Figure rホversible, "Anneaux", dessin.

 

Mais, à la différence des figures réversibles dont le dessin à jamais plat et l'absence d'informations essentielles (ombres propres, ombres portées,...) ne permet pas de lever l’indécision, la photographie, comme prise de vue du réel, ne devrait autoriser qu’une seule disposition spatiale. En premier lieu, à agrandir l'image, vous vous rendrez compte que le cercle supérieur passe en avant des deux barres obliques qu'il croise, prouvant ainsi que nous avons là un porte-plat dressé à la verticale. En second lieu, quand bien même, certaines images, en l'absence d’informations nécessaires et suffisantes, pourraient atteindre à une totale indécidabilité, le réel étant univoque, seuls certains points de vue portés sur lui peuvent temporairement prêter à confusion. Si le photographe s’était déplacé d’un pas à gauche ou à droite, ce cylindre de fil de fer ne serait sans doute plus aussi équivoque qu'il ne l'est. En cela, la superposition équivoque ne suffit pas, à elle-seule, à mettre en place l’ambiguïté.

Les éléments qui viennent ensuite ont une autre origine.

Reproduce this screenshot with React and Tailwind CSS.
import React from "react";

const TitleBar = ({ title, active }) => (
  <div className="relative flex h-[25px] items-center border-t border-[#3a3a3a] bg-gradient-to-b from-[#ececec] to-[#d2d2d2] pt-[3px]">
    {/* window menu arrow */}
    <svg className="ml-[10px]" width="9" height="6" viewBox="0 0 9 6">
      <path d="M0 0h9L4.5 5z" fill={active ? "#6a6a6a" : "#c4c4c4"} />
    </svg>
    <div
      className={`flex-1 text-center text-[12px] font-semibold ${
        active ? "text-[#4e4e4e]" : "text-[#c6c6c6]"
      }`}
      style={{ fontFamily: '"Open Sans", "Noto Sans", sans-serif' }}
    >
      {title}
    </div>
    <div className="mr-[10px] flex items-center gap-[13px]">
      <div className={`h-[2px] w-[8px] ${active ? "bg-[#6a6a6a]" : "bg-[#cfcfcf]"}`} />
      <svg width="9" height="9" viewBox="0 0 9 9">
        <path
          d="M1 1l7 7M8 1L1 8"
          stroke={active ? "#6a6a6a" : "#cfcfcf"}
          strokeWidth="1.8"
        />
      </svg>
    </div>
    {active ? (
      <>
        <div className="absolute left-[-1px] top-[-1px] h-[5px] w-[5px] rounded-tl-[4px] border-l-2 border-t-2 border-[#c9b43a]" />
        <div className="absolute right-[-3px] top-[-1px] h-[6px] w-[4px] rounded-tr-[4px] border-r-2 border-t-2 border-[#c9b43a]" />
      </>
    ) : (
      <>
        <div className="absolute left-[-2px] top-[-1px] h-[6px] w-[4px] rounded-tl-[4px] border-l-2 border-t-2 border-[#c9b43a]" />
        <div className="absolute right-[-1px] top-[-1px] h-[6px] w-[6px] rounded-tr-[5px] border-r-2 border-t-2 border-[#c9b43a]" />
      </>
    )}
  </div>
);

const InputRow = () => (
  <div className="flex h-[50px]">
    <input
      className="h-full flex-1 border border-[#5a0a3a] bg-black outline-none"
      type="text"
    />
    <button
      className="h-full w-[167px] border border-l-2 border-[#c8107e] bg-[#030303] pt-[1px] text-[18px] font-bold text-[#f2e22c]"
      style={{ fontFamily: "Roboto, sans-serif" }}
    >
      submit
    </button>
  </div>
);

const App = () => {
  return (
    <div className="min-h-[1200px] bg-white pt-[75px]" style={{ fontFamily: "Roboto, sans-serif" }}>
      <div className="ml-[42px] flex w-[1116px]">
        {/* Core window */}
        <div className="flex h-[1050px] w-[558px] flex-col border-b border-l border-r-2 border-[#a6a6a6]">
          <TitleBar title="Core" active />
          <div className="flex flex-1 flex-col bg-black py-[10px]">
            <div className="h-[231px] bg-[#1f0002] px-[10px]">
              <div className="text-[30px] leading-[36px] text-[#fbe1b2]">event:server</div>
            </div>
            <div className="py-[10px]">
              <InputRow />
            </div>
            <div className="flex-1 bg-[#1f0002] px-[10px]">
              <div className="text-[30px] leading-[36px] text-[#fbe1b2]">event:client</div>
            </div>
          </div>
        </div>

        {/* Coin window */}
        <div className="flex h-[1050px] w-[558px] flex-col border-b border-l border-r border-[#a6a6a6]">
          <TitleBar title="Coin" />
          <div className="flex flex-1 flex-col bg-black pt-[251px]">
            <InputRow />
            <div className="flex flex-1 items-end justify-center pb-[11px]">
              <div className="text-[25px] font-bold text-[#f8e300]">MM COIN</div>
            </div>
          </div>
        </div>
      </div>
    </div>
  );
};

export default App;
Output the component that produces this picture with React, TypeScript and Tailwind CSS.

Bien que Ralph Gibson passe pour un photographe de la forme et qu'il utilise parfois certains mécanismes plastiques de l’ambiguïté spatiale, son projet ne s’arrête pas à la surface de l'image. Des images si pauvres en apparence qu'elles en arrivent par leur laconisme formel à une intensité expressive démesurée. À suivre ainsi l’ordre réel des deux plans circulaires, nous n’aurions là que l'image anecdotique d'un porte-plat, qui, posé sur une table désaxée, serait perçu à l'oblique. Premier déséquilibre. Ce n’est qu’'ensuite, après avoir inversé l’ordre des deux plans, que nous pourrions arriver au récit d'une autre fragilité, d'un autre déséquilibre : celui d'un cylindre qui, suivant la pente, roulera bientôt vers la gauche pour tomber de son piédestal. Grâce à l'ambivalence spatiale d'une image fixe, nous atteignons l'équivoque mentale d'un récit, qui nous fait passer de la colonne dressée du temple à la colonne renversée de la ruine.